Is the ACP-620 valid for Jira Data Center or Jira Server?

No. The ACP-620 is specific to Jira Cloud. Exam content — including the company-managed versus team-managed project distinction, native cloud automation rules, and cloud-specific reporting features — reflects the Jira Cloud platform exclusively. Atlassian ended Server support in February 2024, and the ACP-620 does not include Server or Data Center configuration topics.

What is the retake policy for the ACP-620 if I fail?

Atlassian requires candidates to wait a minimum period before reattempting the ACP-620 after a failed attempt. Atlassian periodically updates its exam administration policies alongside certification programme changes, so candidates should review the current retake terms on the Atlassian certification portal at the time of registration rather than relying on third-party descriptions of the policy.

Start Your ACP-620 Journey

The ACP-620 is a practical, scenario-driven certification that rewards Jira Cloud project administrators who have invested time configuring boards, managing permissions, building automation rules, and interpreting agile reports in real environments.

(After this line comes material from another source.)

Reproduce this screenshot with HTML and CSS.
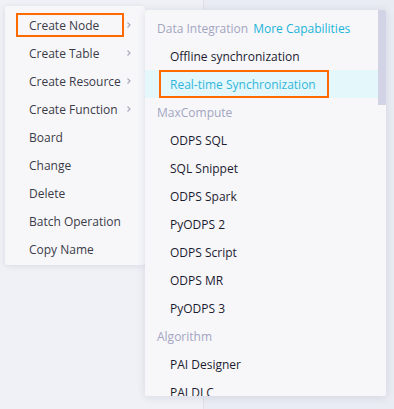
FILE: index.html
```html
<!DOCTYPE html>
<html lang='en'>

<head>
  <meta charset='utf-8'>
  <meta name='viewport' content='width=device-width, initial-scale=1'>
  <title>Context menu</title>
  <link rel="stylesheet" href="styles.css">
</head>

<body>
  <div class="layout">
    <aside class="side"></aside>
    <main class="main"></main>
  </div>

  <ul class="menu">
    <li class="menu-item has-sub">
      <span>Create Node</span>
      <svg class="arrow" width="6" height="8" viewBox="0 0 6 8"><path d="M1.5 1.5 4 4 1.5 6.5" fill="none" stroke="#a9abbd" stroke-width="1.2"/></svg>
      <i class="mark mark-node"></i>
    </li>
    <li class="menu-item has-sub">
      <span>Create Table</span>
      <svg class="arrow" width="6" height="8" viewBox="0 0 6 8"><path d="M1.5 1.5 4 4 1.5 6.5" fill="none" stroke="#a9abbd" stroke-width="1.2"/></svg>
    </li>
    <li class="menu-item has-sub">
      <span>Create Resource</span>
      <svg class="arrow" width="6" height="8" viewBox="0 0 6 8"><path d="M1.5 1.5 4 4 1.5 6.5" fill="none" stroke="#a9abbd" stroke-width="1.2"/></svg>
    </li>
    <li class="menu-item has-sub">
      <span>Create Function</span>
      <svg class="arrow" width="6" height="8" viewBox="0 0 6 8"><path d="M1.5 1.5 4 4 1.5 6.5" fill="none" stroke="#a9abbd" stroke-width="1.2"/></svg>
    </li>
    <li class="menu-item">Board</li>
    <li class="menu-item">Change</li>
    <li class="menu-item">Delete</li>
    <li class="menu-item">Batch Operation</li>
    <li class="menu-item">Copy Name</li>
  </ul>

  <div class="submenu">
    <ul class="submenu-list">
      <li class="group">Data Integration <a href="#" class="more">More Capabilities</a></li>
      <li class="sub-item">Offline synchronization</li>
      <li class="sub-item active">Real-time Synchronization<i class="mark mark-rt"></i></li>
      <li class="group">MaxCompute</li>
      <li class="sub-item">ODPS SQL</li>
      <li class="sub-item">SQL Snippet</li>
      <li class="sub-item">ODPS Spark</li>
      <li class="sub-item">PyODPS 2</li>
      <li class="sub-item">ODPS Script</li>
      <li class="sub-item">ODPS MR</li>
      <li class="sub-item">PyODPS 3</li>
      <li class="group">Algorithm</li>
      <li class="sub-item">PAI Designer</li>
      <li class="sub-item">PAI DLC</li>
    </ul>
    <div class="scroll-thumb"></div>
  </div>
</body>

</html>
```

FILE: styles.css
```css
* {
  margin: 0;
  padding: 0;
  box-sizing: border-box;
}

ul {
  list-style: none;
}

html,
body {
  width: 100%;
  height: 100%;
}

body {
  font-family: "Open Sans", "Noto Sans", sans-serif;
  font-size: 12px;
  background-color: #eceef4;
  overflow: hidden;
}

.layout {
  display: flex;
  height: 100%;
}

.side {
  width: 204px;
  background-color: #f0f1f6;
  border-right: 1px solid #dfe1ea;
}

.main {
  flex: 1;
  background-color: #eaecf3;
}

.menu {
  position: absolute;
  left: 5px;
  top: 6px;
  width: 140px;
  padding: 5px 0 2px;
  background-color: #f7f7fa;
  border-radius: 3px;
  box-shadow: 0 1px 6px rgba(60, 70, 110, 0.12);
}

.menu-item {
  position: relative;
  display: flex;
  align-items: center;
  height: 28px;
  padding-left: 24px;
  color: #3b3b48;
}

.menu-item .arrow {
  position: absolute;
  left: 121px;
  top: 10px;
}

.mark {
  position: absolute;
  border: 2px solid #ff6a00;
  pointer-events: none;
}

.mark-node {
  left: 11px;
  top: 2px;
  width: 108px;
  height: 24px;
}

.submenu {
  position: absolute;
  left: 145px;
  top: 10px;
  width: 241px;
  height: 386px;
  overflow: hidden;
  background-color: #f7f7fa;
  border-radius: 2px;
  box-shadow: 0 1px 8px rgba(60, 70, 110, 0.14);
}

.submenu-list {
  width: 233px;
  padding-top: 4px;
}

.group,
.sub-item {
  position: relative;
  display: flex;
  align-items: center;
  height: 28px;
}

.group {
  padding-left: 12px;
  color: #a3a5c0;
}

.group .more {
  margin-left: 5px;
  color: #1cb4d8;
  text-decoration: none;
}

.sub-item {
  padding-left: 25px;
  color: #1c1c30;
}

.sub-item.active {
  background-color: #e4f8fb;
  color: #33b5db;
}

.mark-rt {
  left: 14px;
  top: 0;
  width: 170px;
  height: 28px;
}

.scroll-thumb {
  position: absolute;
  right: 0;
  top: 0;
  width: 8px;
  height: 95px;
  background-color: #d2d4e6;
}
```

Its five domains reflect the actual administrative scope of a Jira project administrator’s role — not a theoretical survey of platform features.

Begin by downloading the official ACP-620 exam topics document and assessing your current knowledge against each domain’s weighting. Spend the most structured preparation time on Board Configuration and Managing Projects, where 54% of the exam is concentrated. Build hands-on experience in a real Jira Cloud instance, work through scenario-based practice questions, and engage with the Atlassian community’s Training and Certification group for peer insight. The 60% passing threshold is consistently achievable for practitioners who prepare with genuine Jira Cloud experience and a domain-weighted study plan.